Underneath all the in-general contentedness, something else was resting, quietly, in the shadows, waiting for my attention.

It was breathing there, wordlessly emitting an uncomfortable emotional frequency I knew I would had to tune in to distinguish.

I had to fight the urge to avert my eyes, to look away. I had to wrestle with a most powerful tendency to pretend what was there was not there, to move along passed what lay in the shadows.

I stilled myself and looked directly at it.

“I’m tired,” I heard it whisper. “Creatively tired.”

The doer and the mover in me reared back up. “It’s OK, it’s all OK, just keep on going,” she insisted, grabbing me by the arm and trying to pull me along, adding, “See? It’s nothing, and you’re about to go to sleep, so you’ll get some rest, so come on, let’s go!”

But I’ve spent years disciplining that girl to calm herself down and shut up. So I shook her off.

“Hmmm,” I told the slumping, prone shadow, looping back. “What does that feel like?”

A few emotions and senses dropped into place that affirmed the initial feeling. Mentally, I began taking stock of all I had been creating and doing over the last several months. While I didn’t chart it as I did these things, it was a lot. I had created new strategies, worked with new clients, written tens of thousands of words, poured myself into project upon project.

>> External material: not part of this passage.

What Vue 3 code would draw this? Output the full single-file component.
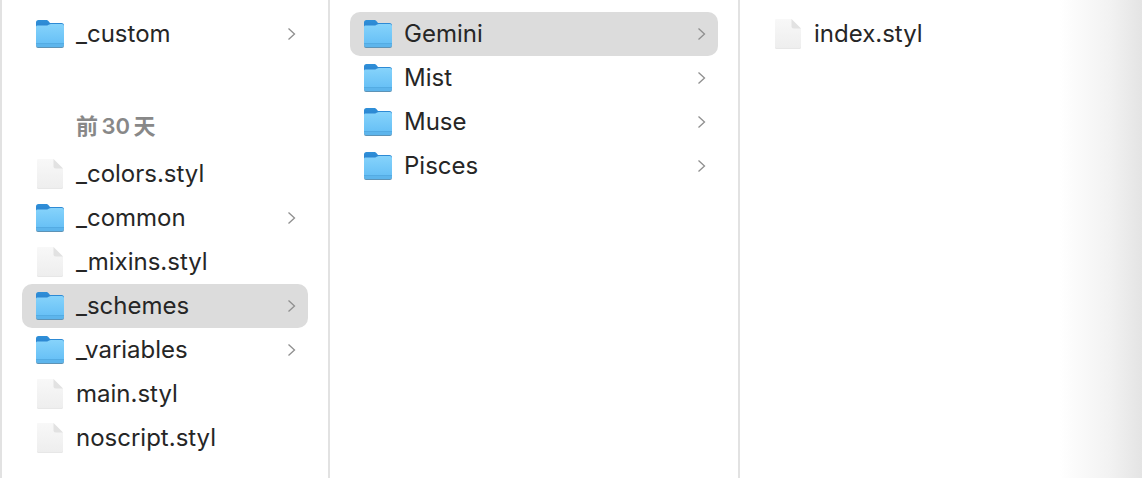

Although I wasn’t tracking as I went, it had all required a lot of me: emotionally, creatively. More than I would ever see or admit in the moment.

“I see why you feel that way,” I replied back, crouching down to get closer. “You’ve been creating a lot.”

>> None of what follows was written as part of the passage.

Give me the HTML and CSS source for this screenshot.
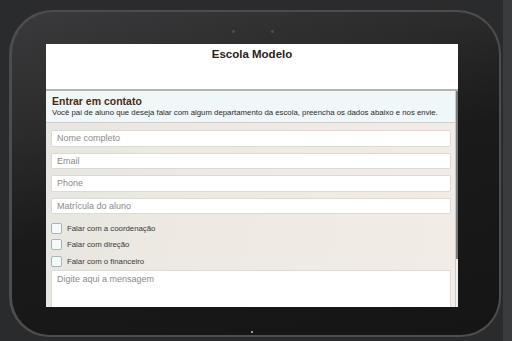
FILE: index.html
```html
<!DOCTYPE html>
<html lang="pt">
<head>
    <meta charset="UTF-8">
    <meta name="viewport" content="width=device-width, initial-scale=1.0">
    <title>Escola Modelo</title>
    <link rel="stylesheet" href="styles.css">
</head>
<body>
    <div class="stage">
        <div class="tablet">
            <span class="cam cam-left"></span>
            <span class="cam cam-right"></span>
            <span class="cam cam-bottom"></span>

            <div class="screen">
                <header class="app-header">
                    <h1>Escola Modelo</h1>
                </header>

                <div class="app-body">
                    <div class="content">
                        <div class="intro">
                            <h2>Entrar em contato</h2>
                            <p>Você pai de aluno que deseja falar com algum departamento da escola, preencha os dados abaixo e nos envie.</p>
                        </div>

                        <form class="contact-form">
                            <input type="text" class="field" placeholder="Nome completo">
                            <input type="text" class="field" placeholder="Email">
                            <input type="text" class="field" placeholder="Phone">
                            <input type="text" class="field" placeholder="Matrícula do aluno">

                            <label class="check"><span class="box"></span>Falar com a coordenação</label>
                            <label class="check"><span class="box"></span>Falar com direção</label>
                            <label class="check"><span class="box"></span>Falar com o financeiro</label>

                            <textarea class="field message" placeholder="Digite aqui a mensagem"></textarea>
                        </form>
                    </div>
                    <div class="scrollbar"><div class="thumb"></div></div>
                </div>
            </div>
        </div>
        <div class="side-strip"></div>
    </div>
</body>
</html>
```

FILE: styles.css
```css
* {
    margin: 0;
    padding: 0;
    box-sizing: border-box;
    font-family: 'Liberation Sans', Arial, sans-serif;
}

html, body {
    width: 512px;
    height: 341px;
    overflow: hidden;
}

body {
    background: #2a2b2d;
}

.stage {
    display: flex;
    height: 341px;
}

.tablet {
    position: relative;
    flex-shrink: 0;
    width: 492px;
    height: 327px;
    margin: 10px 0 0 9px;
    padding: 32px 0 0 34px;
    border: 2px solid #4d4d4f;
    border-left-width: 3px;
    border-radius: 44px 44px 40px 40px;
    background: linear-gradient(165deg, #3a3a3c 0%, #2b2b2c 28%, #1a1a1b 52%, #151515 100%);
    overflow: hidden;
}

.side-strip {
    flex: 1;
    margin-left: 2px;
    background: #3a3b3d;
}

.cam {
    position: absolute;
    width: 3px;
    height: 3px;
    border-radius: 50%;
    background: #4c4f55;
}

.cam-left { left: 220px; top: 18px; }
.cam-right { left: 259px; top: 18px; }
.cam-bottom { left: 239px; top: 319px; background: #c8c8c8; width: 2px; height: 2px; }

.screen {
    width: 412px;
    height: 263px;
    background: #fff;
    display: flex;
    flex-direction: column;
    overflow: hidden;
}

.app-header {
    flex-shrink: 0;
    height: 47px;
    padding-top: 4px;
    border-bottom: 2px solid #b3b3b3;
    text-align: center;
}

.app-header h1 {
    font-size: 11.5px;
    color: #2b2118;
}

.app-body {
    flex: 1;
    min-height: 0;
    display: flex;
    overflow: hidden;
    background: #e8e6e1;
}

.content {
    flex: 1;
    display: flex;
    flex-direction: column;
    border-right: 1px solid #c9c9c9;
}

.intro {
    flex-shrink: 0;
    background: #eff7f8;
    padding: 4px 6px 5px;
    border-bottom: 1px solid #cfcfcf;
}

.intro h2 {
    font-size: 10.5px;
    color: #4a2b12;
    margin-bottom: 1px;
}

.intro p {
    font-size: 7.8px;
    color: #2a2a2a;
}

.contact-form {
    flex-shrink: 0;
    display: flex;
    flex-direction: column;
    padding: 7px 4px 0 5px;
    background: linear-gradient(100deg, #e7e6e0 0%, #efe9e3 40%, #f2ebe6 100%);
}

.field {
    flex-shrink: 0;
    height: 16.5px;
    margin-bottom: 6px;
    padding: 0 5px;
    border: 1px solid #dcdad5;
    border-radius: 2px;
    background: #fff;
    font-size: 9px;
    color: #333;
}

.field::placeholder {
    color: #8a8a8a;
}

.check {
    display: flex;
    align-items: center;
    height: 16.5px;
    font-size: 7.8px;
    color: #3a3a3a;
}

.box {
    width: 11px;
    height: 11px;
    margin-right: 5px;
    border: 1px solid #9fb9b8;
    border-radius: 2px;
    background: #f7f9f8;
}

.message {
    height: 40px;
    padding-top: 3px;
    resize: none;
}

.scrollbar {
    width: 2px;
    background: #eeeeee;
}

.thumb {
    height: 168px;
    background: #7a7a7a;
}
```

The form nodded, and sighed, relieved.

Easing myself down next to her, I turned down the rolling boil of an idea that I had to fix this fatigue.

Instead, I began stroking her hair, and breathing her truth in as I expelled my ambition.

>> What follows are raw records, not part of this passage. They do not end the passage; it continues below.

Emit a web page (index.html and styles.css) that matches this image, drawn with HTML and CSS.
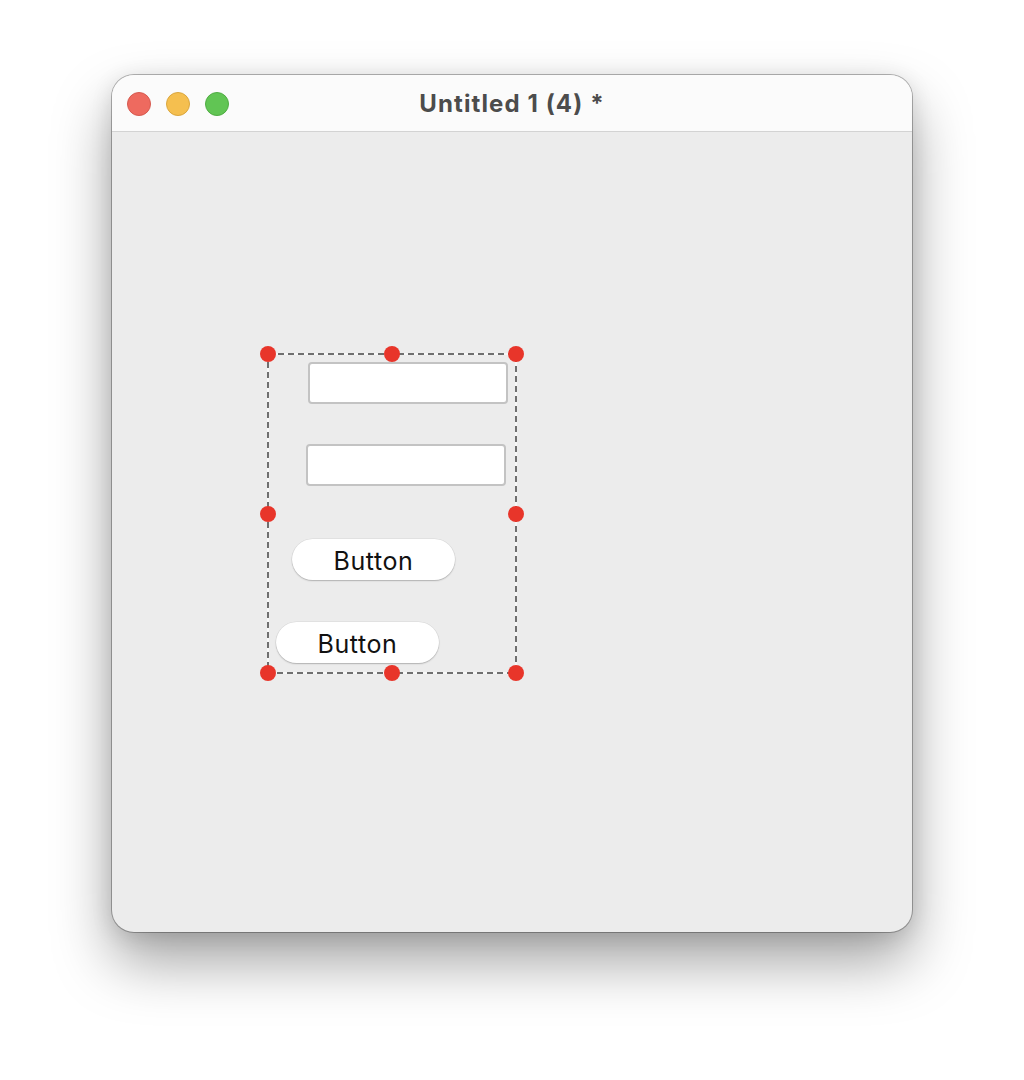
FILE: index.html
```html
<!DOCTYPE html>
<html>
<head>
<meta charset="utf-8">
<link rel="stylesheet" href="styles.css">
</head>
<body>
<div class="window">
  <div class="titlebar">
    <div class="lights">
      <span class="light red"></span>
      <span class="light yellow"></span>
      <span class="light green"></span>
    </div>
    <div class="title">Untitled 1 (4) *</div>
  </div>
  <div class="canvas">
    <svg class="selection" width="252" height="323" viewBox="0 0 252 323">
      <rect x="2" y="2" width="248" height="319" fill="none" stroke="#f7f7f7" stroke-width="2"/>
      <rect x="2" y="2" width="248" height="319" fill="none" stroke="#6f6f6f" stroke-width="2" stroke-dasharray="6 4"/>
    </svg>
    <div class="field f1"></div>
    <div class="field f2"></div>
    <div class="btn b1">Button</div>
    <div class="btn b2">Button</div>
    <span class="handle h-tl"></span>
    <span class="handle h-tm"></span>
    <span class="handle h-tr"></span>
    <span class="handle h-ml"></span>
    <span class="handle h-mr"></span>
    <span class="handle h-bl"></span>
    <span class="handle h-bm"></span>
    <span class="handle h-br"></span>
  </div>
</div>
</body>
</html>
```

FILE: styles.css
```css
html, body {
  margin: 0;
  padding: 0;
  background: #ffffff;
}
body {
  width: 1024px;
  height: 1080px;
  overflow: hidden;
  padding: 75px 0 0 112px;
  box-sizing: border-box;
  font-family: Inter, "Liberation Sans", sans-serif;
}
.window {
  width: 800px;
  height: 857px;
  border-radius: 22px;
  overflow: hidden;
  display: flex;
  flex-direction: column;
  background: #ececec;
  box-shadow: 0 0 0 1px rgba(0,0,0,0.28), 0 30px 58px rgba(0,0,0,0.36), 0 4px 22px rgba(0,0,0,0.12);
}
.titlebar {
  position: relative;
  height: 56px;
  flex: none;
  background: #fbfbfb;
  border-bottom: 1px solid #d3d3d3;
  display: flex;
  align-items: center;
  justify-content: center;
}
.lights {
  position: absolute;
  left: 15px;
  top: 17px;
  display: flex;
  gap: 15px;
}
.light {
  width: 24px;
  height: 24px;
  border-radius: 50%;
  box-sizing: border-box;
}
.red { background: #ee6a5f; border: 1px solid #d55a50; }
.yellow { background: #f5bf4f; border: 1px solid #d9a63e; }
.green { background: #61c554; border: 1px solid #50ac44; }
.title {
  font-weight: 700;
  font-size: 24px;
  letter-spacing: 1.1px;
  color: #4c4c4c;
  margin-top: 1px;
}
.canvas {
  position: relative;
  flex: 1;
}
.selection {
  position: absolute;
  left: 154px;
  top: 220px;
}
.field {
  position: absolute;
  width: 200px;
  height: 42px;
  box-sizing: border-box;
  background: #ffffff;
  border: 2px solid #c3c3c3;
  border-radius: 4px;
}
.f1 { left: 196px; top: 230px; }
.f2 { left: 194px; top: 312px; }
.btn {
  position: absolute;
  width: 163px;
  height: 41px;
  box-sizing: border-box;
  padding-top: 3px;
  background: #ffffff;
  border-radius: 21px;
  box-shadow: 0 1px 1.5px rgba(0,0,0,0.22), 0 0 0 0.5px rgba(0,0,0,0.08);
  display: flex;
  align-items: center;
  justify-content: center;
  font-size: 25px;
  letter-spacing: 0.6px;
  color: #111;
}
.b1 { left: 180px; top: 407px; }
.b2 { left: 164px; top: 490px; }
.handle {
  position: absolute;
  width: 16px;
  height: 16px;
  margin: -8px 0 0 -8px;
  border-radius: 50%;
  background: #e8352a;
}
.h-tl { left: 156px; top: 222px; }
.h-tm { left: 280px; top: 222px; }
.h-tr { left: 404px; top: 222px; }
.h-ml { left: 156px; top: 382px; }
.h-mr { left: 404px; top: 382px; }
.h-bl { left: 156px; top: 541px; }
.h-bm { left: 280px; top: 541px; }
.h-br { left: 404px; top: 541px; }
```
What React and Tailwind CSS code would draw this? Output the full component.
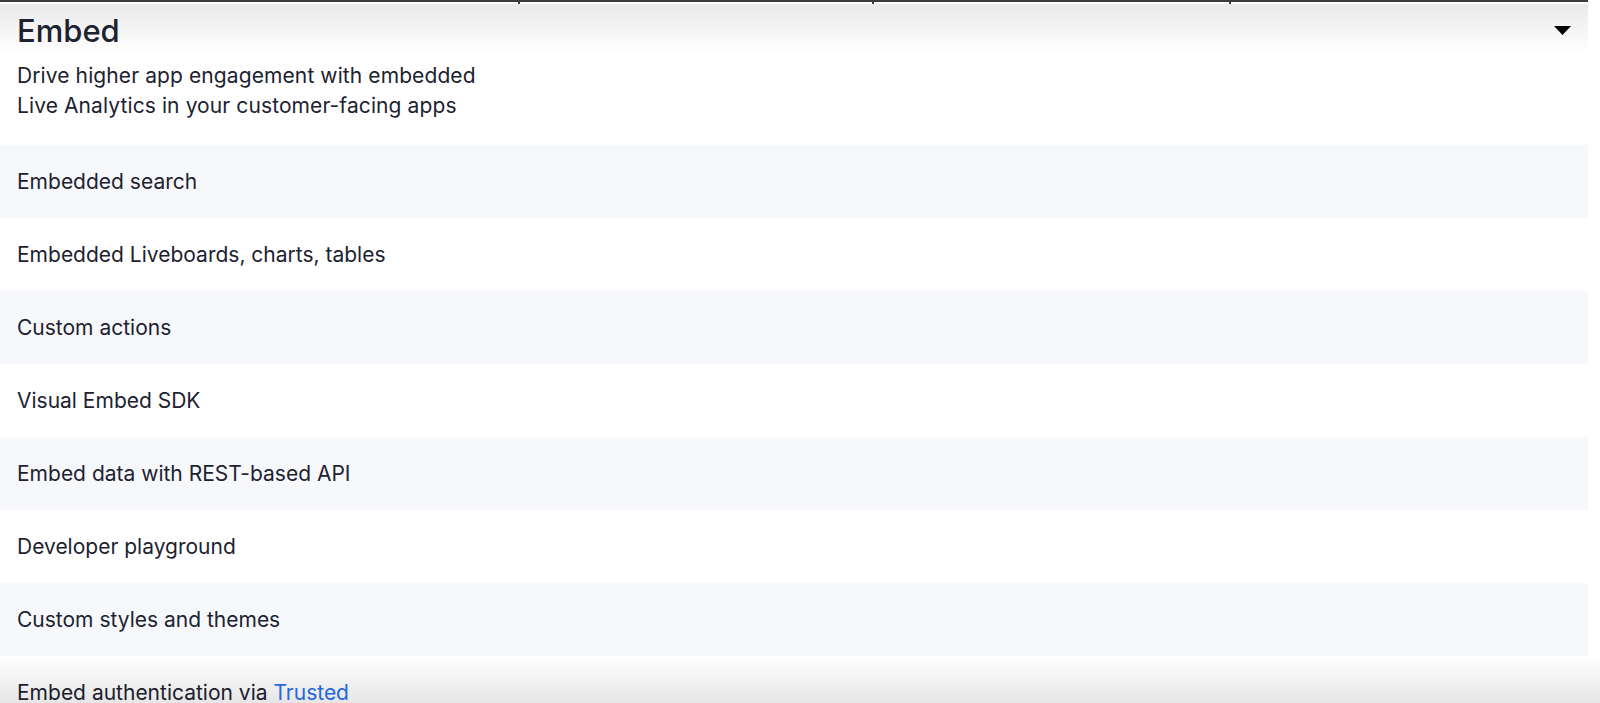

“How does someone refill?” I wondered more than asked. “How does someone rest when they are creatively tired?”

As I asked, I felt myself align more fully with the woman in the shadows. I felt me see and not reject her. The world around me fuzzed out a bit, softened.

We waited there, in the silence, in the alignment of our hearts and in the precious moment of reckoning. And waited, and waited.


It’s a tricky thing to come at life from a creative center.

Working outward from this reality, creativity comes readily, and yet not without struggle. Creativity defines my endeavors, flavors my pursuits and informs my everyday doing. It makes life louder, more colorful, juicer.

What a lot of people don’t talk about is how it also taxes you.

To give so wholly, so fully, to the art you are creating in all you do requires something of you. To be so present creates pains – physical, emotional, spiritual– and drains reserves at a faster pace.

For years I blew right the hell past the moment I mentioned above. I was ashamed by the truth in the shadows. I was inconvenienced by its existence.

In fact, for years I did not even recognize or admire the fact that I came at life from a creative mindset and heart-set. Instead, I believed that if I owned that truth too obviously or loudly, I would not be valued or valuable.

By rushing past the fatigue in the shadows, I convinced myself I was being more productive.

The approach always worked – for awhile, until I crashed. When I crashed I found myself lying in an emotionally wrecked heap right next to the truth I had worked so hard to distance myself from.

I don’t do that anymore.

But I also don’t always have a readily obvious manner of filling back up.

I do know what restores my soul now. And I do know how to access it. And I can practice the discipline I need to give myself that.

But sometimes I simply don’t have the found time or capacity to make room for as much restoration as I would like as quickly as I would like.

But I know I can always start. And be aware.

So, I begin by asking the question. And listening. And taking little moments. And taking lots of breaths. And waiting.

And sitting still, stroking the long locks of what I am afraid of, and being with the truth.